2)  Unawareness - One or both parents don't know how to...

  • communicate and problem-solve effectively; (Lesson 2);

  • help each other grieve divorce-related (and other) losses effectively (Lesson 3);

  • co-create a high-nurturance family (Lessons 4 and 5); or how to...

  • parent effectively (Lesson 6).

These two factors combine to cause typical relationship barriers between ex mates (and others).

      Finally, average divorcing parents and any new partners are usually unaware of...

  • how to co-create a high-nurturance stepfamily (Lesson 7).

      This YouTube video summarizes how to do win-wn problem-solving. The video mentions eight self-improvement lessons in this site. I've reduced that to seven.

      Two more core problems are...

3)  Minor kids have been raised in a low-nurturance (dysfunctional) environment, and may have begun showing symptoms of their own psychological wounds; and...

4)  Other adults who try to resolve the surface issues above (like relatives, lawyers, mediators, social workers, and therapists) don't understand these three root problems. They focus fruitlessly on the surface issues, which inevitably causes more conflicts.

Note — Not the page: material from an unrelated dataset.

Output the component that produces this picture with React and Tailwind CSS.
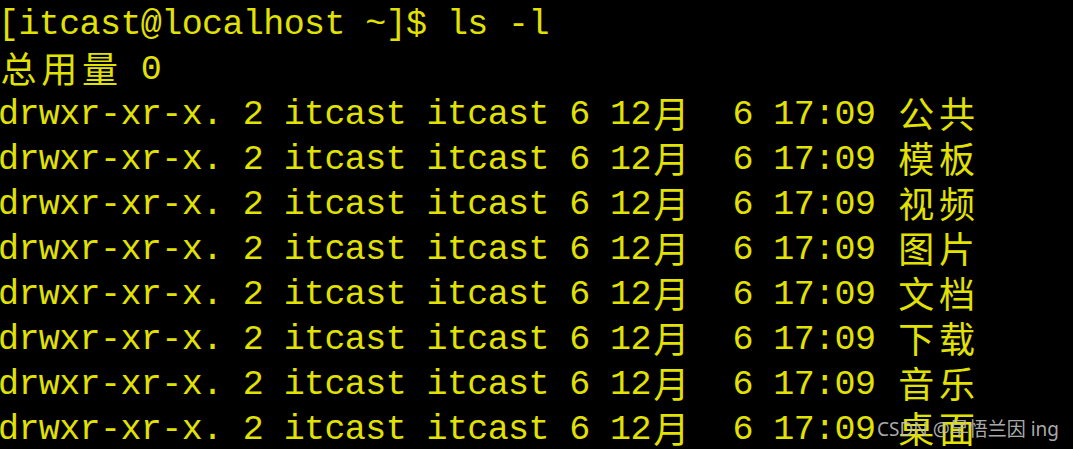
const LINES = [
  '[itcast@localhost ~]$ ls -l',
  '总用量 0',
  'drwxr-xr-x. 2 itcast itcast 6 12月  6 17:09 公共',
  'drwxr-xr-x. 2 itcast itcast 6 12月  6 17:09 模板',
  'drwxr-xr-x. 2 itcast itcast 6 12月  6 17:09 视频',
  'drwxr-xr-x. 2 itcast itcast 6 12月  6 17:09 图片',
  'drwxr-xr-x. 2 itcast itcast 6 12月  6 17:09 文档',
  'drwxr-xr-x. 2 itcast itcast 6 12月  6 17:09 下载',
  'drwxr-xr-x. 2 itcast itcast 6 12月  6 17:09 音乐',
  'drwxr-xr-x. 2 itcast itcast 6 12月  6 17:09 桌面',
]

// split a line into latin runs and double-width CJK cells
function Line({ text }) {
  const parts = []
  let run = ''
  for (const ch of text) {
    if (ch.charCodeAt(0) > 0x2e80) {
      if (run) parts.push({ t: run })
      run = ''
      parts.push({ t: ch, cjk: true })
    } else {
      run += ch
    }
  }
  if (run) parts.push({ t: run })

  return (
    <div className="h-[45px] leading-[45px] whitespace-pre flex items-center">
      {parts.map((p, i) =>
        p.cjk ? (
          <span
            key={i}
            className="inline-block w-[40.8px] text-center text-[36px] -translate-y-[3px] font-['Noto_Sans_CJK_SC',sans-serif] font-normal"
          >
            {p.t}
          </span>
        ) : (
          <span key={i} className="text-[35px] tracking-[-0.6px] font-['Liberation_Mono',monospace]">
            {p.t}
          </span>
        )
      )}
    </div>
  )
}

export default function App() {
  return (
    <div className="relative w-[1073px] h-[449px] bg-black overflow-hidden">
      <div className="flex flex-col pt-[3px] text-[#e2e200] -ml-[2px]">
        {LINES.map((l, i) => (
          <Line key={i} text={l} />
        ))}
      </div>

      {/* CSDN watermark */}
      <div className="absolute right-[14px] bottom-[10px] text-[19px] leading-none text-[#c0c0c0]/90 font-['Noto_Sans','Noto_Sans_CJK_SC',sans-serif]">
        CSDN @早悟兰因 ing
      </div>
    </div>
  )
}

      When I proposed these four real problems to the couple in the example above  - and assured them they could resolve their version of the problems if they tried - they quit therapy. They were each dominated by protective false selves which weren't ready to give up control, and needed to fight and win.

      This lose-lose-lose position guaranteed that their vulnerable little daughter would become a Grown Wounded Child (GWC) who would probably pass on the [wounds and unawareness] cycle to the next generation.

 Implications

      Significant conflicts over informal or legal parenting agreements between ex mates can be prevented if family adults study and apply Lessons 1 thru 6 or 7 in this nonprofit Web site. Many divorcing couples are unable or unwilling to do this because they are (a) unaware of these Lessons, and (b) are dominated by short-sighted, combative false selves.

      Parents who expect the legal system to resolve their disagreements are seldom satisfied, because (a) typical legal professionals (including judges) are wounded and unaware of what you're reading here, and (b) the adversarial court process always creates new conflicts - e.g. over legal expenses and disputed rulings.

      If you are a divorcing-family or stepfamily adult affected by a significant fight over a parenting agreement, and you don't study, apply, and advocate Lessons 1 thru 6 or 7 to the disputants and their supporters, you become part of the problem. The young people in your family and their descendents mutely depend on all you adults to protect them against inheriting the lethal [wounds + unawareness] cycle!

      To see if any of your family adults are wounded (controlled by false selves now), see this and this. To see if any of you are unaware of vital information, take and discuss these quizzes.

 Recap

      This Lesson-6 article defines an effective parenting agreement, and gives an example of a real couple fighting over an agreement. It outlines common surface problems that hinder effective parenting agreements between divorcing parents, and proposes four underlying real problems springing from adults' psychological wounds and unawareness of this lethal cycle and the topics in this course.

      This implies that divorcing-family adults should take, discuss, and apply this course to (a) minimize parenting and other conflicts, and (b) protect their young people from inheriting the cycle and passing it on.

  For more perspective, see this related article on reducing ex mates' hostility - including the controversial "parental alienation syndrome" (PAS). Otherwise, continue studying Lesson 6.

      Pause, breathe, and reflect - why did you read this article? Did you get what you needed? If not, what do you need? Who's answering these questions - your true Self, or ''someone else''?